Contributions of equatorial wave modes and parameterized gravity waves to the tropical QBO in HadGEM2

Abstract

The contributions of the equatorial waves to the quasi-biennial oscillation (QBO) are investigated using Hadley Centre Global Environment Model version 2 (HadGEM2). A gravity wave parameterization that couples its source spectrum to the convection is used. The equatorial wave modes are identified in the spectral domain, based on their distinct characteristics associated with momentum and heat fluxes.
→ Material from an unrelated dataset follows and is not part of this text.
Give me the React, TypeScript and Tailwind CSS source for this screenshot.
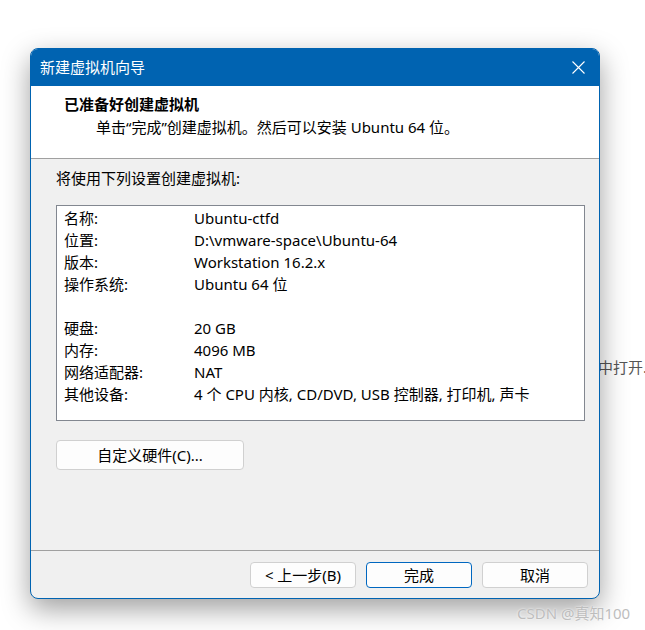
import React from "react";

const ROWS: [string, string][] = [
  ["名称:", "Ubuntu-ctfd"],
  ["位置:", "D:\\vmware-space\\Ubuntu-64"],
  ["版本:", "Workstation 16.2.x"],
  ["操作系统:", "Ubuntu 64 位"],
  ["", ""],
  ["硬盘:", "20 GB"],
  ["内存:", "4096 MB"],
  ["网络适配器:", "NAT"],
  ["其他设备:", "4 个 CPU 内核, CD/DVD, USB 控制器, 打印机, 声卡"],
];

function WinButton({ label, primary }: { label: string; primary?: boolean }) {
  return (
    <button
      className={
        "w-[106px] h-[26px] rounded-[4px] bg-[#fdfdfd] text-[15px] text-black flex items-center justify-center border " +
        (primary ? "border-[#0067c0]" : "border-[#d0d0d0]")
      }
    >
      {label}
    </button>
  );
}

export default function App() {
  return (
    <div className="relative w-[645px] h-[630px] overflow-hidden bg-white font-['Noto_Sans','Noto_Sans_CJK_SC',sans-serif] text-black">
      {/* text of the window behind */}
      <span className="absolute left-[598px] top-[356px] text-[15px] text-[#555] whitespace-nowrap">
        中打开.
      </span>

      <div className="relative ml-[30px] mt-[48px] w-[570px] h-[551px] flex flex-col rounded-[8px] border border-[#0063b1] bg-[#f0f0f0] overflow-hidden shadow-[0_10px_28px_rgba(0,0,0,0.38)]">
        {/* title bar */}
        <div className="h-[37px] shrink-0 bg-[#0063b1] flex items-center justify-between pl-[9px] pr-[14px]">
          <span className="text-[15px] text-white">新建虚拟机向导</span>
          <svg width="13" height="13" viewBox="0 0 13 13" className="text-white">
            <path d="M0.5 0.5 L12.5 12.5 M12.5 0.5 L0.5 12.5" stroke="currentColor" strokeWidth="1.1" />
          </svg>
        </div>

        {/* header */}
        <div className="h-[73px] shrink-0 bg-white border-b border-[#a0a0a0] pt-[7px]">
          <div className="pl-[33px] text-[15px] font-bold leading-[22px]">已准备好创建虚拟机</div>
          <div className="pl-[65px] text-[15px] leading-[22px] mt-[1px]">
            单击“完成”创建虚拟机。然后可以安装 Ubuntu 64 位。
          </div>
        </div>

        {/* body */}
        <div className="flex-1 flex flex-col pl-[25px] pr-[14px] pt-[8px]">
          <div className="text-[15px] leading-[22px]">将使用下列设置创建虚拟机:</div>
          <div className="mt-[16px] h-[216px] border border-[#828790] bg-white pl-[7px] pt-[1px]">
            {ROWS.map(([k, v], i) => (
              <div key={i} className="flex h-[22px] items-center text-[15px]">
                <span className="w-[130px] shrink-0">{k}</span>
                <span className="whitespace-nowrap">{v}</span>
              </div>
            ))}
          </div>
          <button className="mt-[19px] w-[188px] h-[30px] rounded-[4px] border border-[#d0d0d0] bg-[#fdfdfd] text-[15px] flex items-center justify-center">
            自定义硬件(C)...
          </button>
        </div>

        {/* footer */}
        <div className="h-[48px] shrink-0 border-t border-[#a0a0a0] flex justify-end items-start gap-[10px] pt-[11px] pr-[11px]">
          <WinButton label="< 上一步(B)" />
          <WinButton label="完成" primary />
          <WinButton label="取消" />
        </div>
      </div>

      <span className="absolute left-[517px] top-[602px] text-[15px] text-[#bdbdbd] whitespace-nowrap [text-shadow:0_0_2px_#fff]">
        CSDN @真知100
      </span>
    </div>
  );
}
The Kelvin waves and parameterized gravity waves (PGWs) transport westerly momentum into the equatorial stratosphere by ~0.35 and 0.8 mPa, respectively, while easterly momentum is carried primarily by the PGWs (~0.75 mPa). The resolved inertio-gravity (IG) waves transport both easterly and westerly momentum by ~0.2 mPa. In the lowermost stratosphere, gradual dissipation of the Kelvin waves occurs, and the remaining waves induce eastward forcing in the westerly shear layer by 3-5 m s-1 month-1. The PGWs primarily dissipate within the sheared layer and provide large easterly and westerly forcing in the middle stratosphere (~17 m s-1 month-1), while the forcing in the lower stratosphere is comparable to the Kelvin wave forcing. The IG wave forcing is small because of the small wave dissipation rate. The Rossby and mixed Rossby-gravity (MRG) waves contribute to the westerly-to-easterly QBO transition by ~2 m s-1 month-1. The magnitudes of the simulated Kelvin and Rossby wave forcings are comparable with the Modern-Era Retrospective Analysis for Research and Applications, whereas the MRG and IG wave forcings are underestimated in the lower stratosphere. Differences between the simulation and reanalysis and the uncertainties in both are discussed.